В роскошном по местным понятиям магазине Болдырев встретил меня с шумным радушием. Он уже побывал в церкви на отпевании, а затем на похоронах Николая Константиновича и даже успел опохмелиться.
– Народу, знаете, была тьма-тьмущая, как-никак видное лицо, городской архитектор. Сынок-то хорош, насилу к руке покойника приложился, аж скривился…
– Не понимаю я все-таки, воля ваша, Еремей Пахомыч, за что он его так возненавидел?
– Ну как же, он же почитал его сугубым убийцею.
– Помилуйте, что ему-то было до этого самого Ольховского – ни малейшего касательства!
– Э, не скажите. А лучше я вам сейчас ихние портретики покажу – сами, поди, проникнетесь… Их еще покойный господин мастер Фогель делал, то-то был умелец, таких теперь нету…
С почтением перелистав тяжелый красный альбом, Болдырев отыскал свадебный снимок Криницыных. Из тумана выступила фигура миловидной и болезненной женщины с темными печальными глазами; рядом с ней возвышался надменный блондин с одутловатым лицом, огороженным колючими бакенбардами.
– А вот, господин хороший, и тот самый Ольховский, убиенный магометами.
С картона отчужденно взирал на меня статный новобранец – смуглый юноша со строгим, чеканным лицом и глазами вразлет – точная копия или, скорее, оригинал Валерьяна Николаевича Криницына… Сходство было до того разительным, что я замер в недоумении.

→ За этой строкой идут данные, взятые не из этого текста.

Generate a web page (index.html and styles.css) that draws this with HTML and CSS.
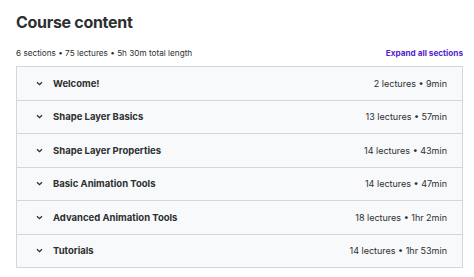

– Это как же понимать? Да этот ваш Валериан Николаич – просто дитя любви!
– Никак нет-с. Никакого, извините, адюльтера.
– Да вы почем знаете?
– А по срокам-с. Родился-то Валериан Николаич аж через год с лишним после того, как господин Ольховский на Магомета собрались и потом на военный театр живот свой возложили.
Болдырев победоносно взглянул на меня – и тут же осекся. Помолчав с минуту и глядя куда-то вбок, он вдруг пробормотал чуть слышно, почти шепотом:
– Есть тут только одна загвоздочка. Как я доподлинно знаю-с, родился Валерьян Николаевич ровно через девять месяцев и пять дней после того ночного виденья, что было у матери-то, Татьяны Евгеньевны. То бишь через девять месяцев после того, как убили на войне господина Ольховского…
К ночи погода прояснилась, но подвывал ветер – холодный, напористый. Луна серебрила распутицу. Казалось, все дома и все люди были вылеплены кем-то из этой лунной грязи, из сырой одури сновидений, и оттого они так легко смешивались между собой и снова разделялись, то выходя из осеннего морока, то возвращаясь в него. Поезд набирал скорость, и стук колес отдавал у меня в ушах заупокойной молитвой. Чьи-то темные, безвестные лики заполонили окно, и все они сливались в общее лицо ночи, конвоировавшей наш поезд – и меня самого в моих безоглядных и иллюзорных странствиях.
Барон Прозен
За стеной
Каспар Штерн, двадцатилетний поэт и студент богословия, поселился весною на краю городка, в домике фрау Кунц, вдовы вахмистра, женщины важной и строгой, зато отличной хозяйки. Сердце у него было слабое, он быстро уставал, и, прослушав его, университетский врач присоветовал ему спокойную, размеренную жизнь на лоне природы. У вдовы было тепло и уютно, и к завтраку она подавала кофе со сливками. Свою скромную мебель фрау Кунц украшала вышивкой; под окнами у нее росли крокусы и резеда, а снаружи – тутовые деревья. От соседнего дома двор отделяла высокая каменная ограда, откуда по ночам доносился собачий лай. Кто жил там, студент не знал. В двух шагах возле дома по камням змеился ручей, а вдали, к западу от города, тянулся лес, где, по слухам, водились олени и даже волки. На закате все сильнее пахло яблоневым цветом – видно, из соседнего сада, где за стеной бушевал соловей, и когда Каспар глядел на густеющее небо, ему совсем не хотелось заниматься греческим.